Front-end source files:
• • • • • • •
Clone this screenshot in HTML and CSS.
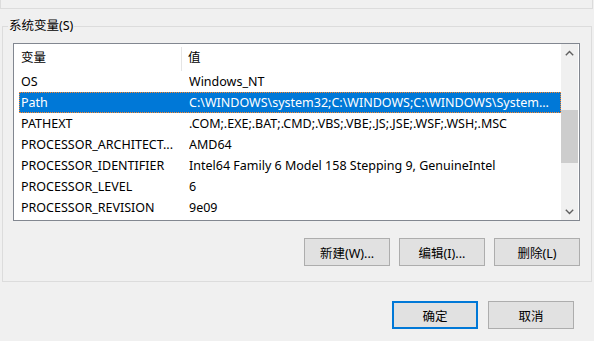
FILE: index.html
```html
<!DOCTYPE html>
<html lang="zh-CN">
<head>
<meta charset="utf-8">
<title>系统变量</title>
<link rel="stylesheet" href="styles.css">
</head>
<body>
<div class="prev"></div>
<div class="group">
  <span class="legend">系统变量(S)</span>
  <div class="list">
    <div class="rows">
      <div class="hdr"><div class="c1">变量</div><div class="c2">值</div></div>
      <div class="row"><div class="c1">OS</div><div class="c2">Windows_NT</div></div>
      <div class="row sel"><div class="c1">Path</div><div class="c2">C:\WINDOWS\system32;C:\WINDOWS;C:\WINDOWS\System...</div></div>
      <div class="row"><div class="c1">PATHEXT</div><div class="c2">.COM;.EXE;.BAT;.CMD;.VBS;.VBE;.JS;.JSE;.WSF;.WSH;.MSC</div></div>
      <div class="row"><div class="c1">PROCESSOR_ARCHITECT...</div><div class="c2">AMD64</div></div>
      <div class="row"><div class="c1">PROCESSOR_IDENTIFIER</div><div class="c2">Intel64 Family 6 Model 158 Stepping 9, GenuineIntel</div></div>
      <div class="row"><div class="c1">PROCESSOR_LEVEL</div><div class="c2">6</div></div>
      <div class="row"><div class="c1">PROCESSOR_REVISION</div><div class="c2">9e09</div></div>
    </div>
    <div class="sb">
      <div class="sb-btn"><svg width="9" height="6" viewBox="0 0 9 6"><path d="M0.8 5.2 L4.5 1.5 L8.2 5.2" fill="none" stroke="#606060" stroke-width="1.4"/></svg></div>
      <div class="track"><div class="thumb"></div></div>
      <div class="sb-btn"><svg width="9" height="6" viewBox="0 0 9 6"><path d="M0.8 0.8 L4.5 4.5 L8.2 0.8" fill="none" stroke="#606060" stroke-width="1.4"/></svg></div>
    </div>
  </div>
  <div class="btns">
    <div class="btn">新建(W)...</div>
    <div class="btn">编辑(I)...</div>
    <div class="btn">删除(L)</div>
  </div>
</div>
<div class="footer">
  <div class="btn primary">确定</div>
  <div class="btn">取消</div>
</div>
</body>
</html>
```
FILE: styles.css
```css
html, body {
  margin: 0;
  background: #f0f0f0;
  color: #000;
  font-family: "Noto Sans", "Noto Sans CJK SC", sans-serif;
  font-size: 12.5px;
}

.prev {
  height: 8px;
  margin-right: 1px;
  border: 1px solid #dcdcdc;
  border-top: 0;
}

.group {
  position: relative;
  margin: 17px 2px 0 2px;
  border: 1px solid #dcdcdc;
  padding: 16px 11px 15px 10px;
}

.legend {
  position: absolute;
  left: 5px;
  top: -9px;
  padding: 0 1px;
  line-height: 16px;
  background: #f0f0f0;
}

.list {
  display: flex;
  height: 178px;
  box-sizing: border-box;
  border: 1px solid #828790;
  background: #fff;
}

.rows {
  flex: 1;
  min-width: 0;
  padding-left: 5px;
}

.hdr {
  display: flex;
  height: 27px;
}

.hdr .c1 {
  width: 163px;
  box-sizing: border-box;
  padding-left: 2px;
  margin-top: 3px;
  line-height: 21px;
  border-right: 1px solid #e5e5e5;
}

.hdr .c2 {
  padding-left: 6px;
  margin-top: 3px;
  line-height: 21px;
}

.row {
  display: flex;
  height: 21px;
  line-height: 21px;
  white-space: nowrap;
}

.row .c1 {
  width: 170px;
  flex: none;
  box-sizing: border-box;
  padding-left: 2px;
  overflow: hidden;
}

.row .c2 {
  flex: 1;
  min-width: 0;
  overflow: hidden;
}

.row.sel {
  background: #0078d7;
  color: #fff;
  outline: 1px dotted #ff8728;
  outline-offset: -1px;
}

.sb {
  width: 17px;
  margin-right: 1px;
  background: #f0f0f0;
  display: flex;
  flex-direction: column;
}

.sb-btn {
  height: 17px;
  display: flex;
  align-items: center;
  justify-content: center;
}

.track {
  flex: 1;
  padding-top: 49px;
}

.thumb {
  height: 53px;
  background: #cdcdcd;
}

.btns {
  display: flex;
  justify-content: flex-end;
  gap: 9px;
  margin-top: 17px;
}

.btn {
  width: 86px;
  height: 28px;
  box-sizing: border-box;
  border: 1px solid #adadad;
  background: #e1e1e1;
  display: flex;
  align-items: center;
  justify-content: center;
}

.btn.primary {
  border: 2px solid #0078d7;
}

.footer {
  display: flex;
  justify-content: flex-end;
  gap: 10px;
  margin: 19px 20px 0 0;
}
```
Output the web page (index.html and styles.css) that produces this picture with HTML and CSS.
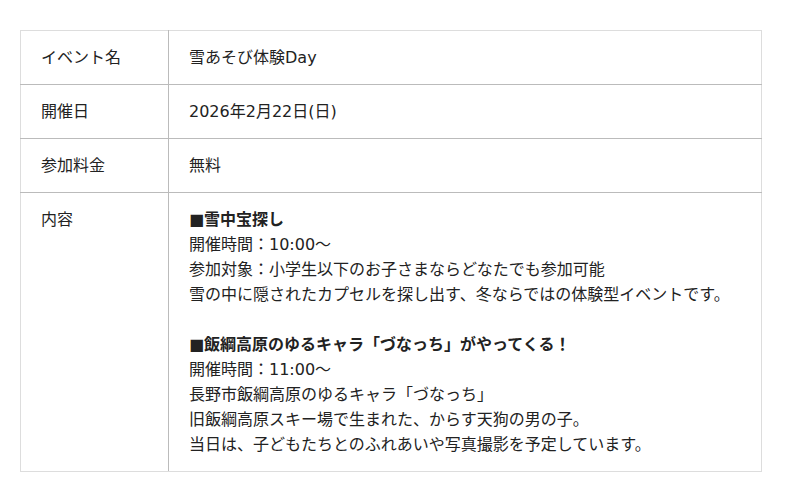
• • • • • • •
*Aim:* From the listing, copy every line where the string "index" appears.

*Problem solution:*
FILE: index.html
Output the web page (index.html and styles.css) that produces this picture with HTML and CSS.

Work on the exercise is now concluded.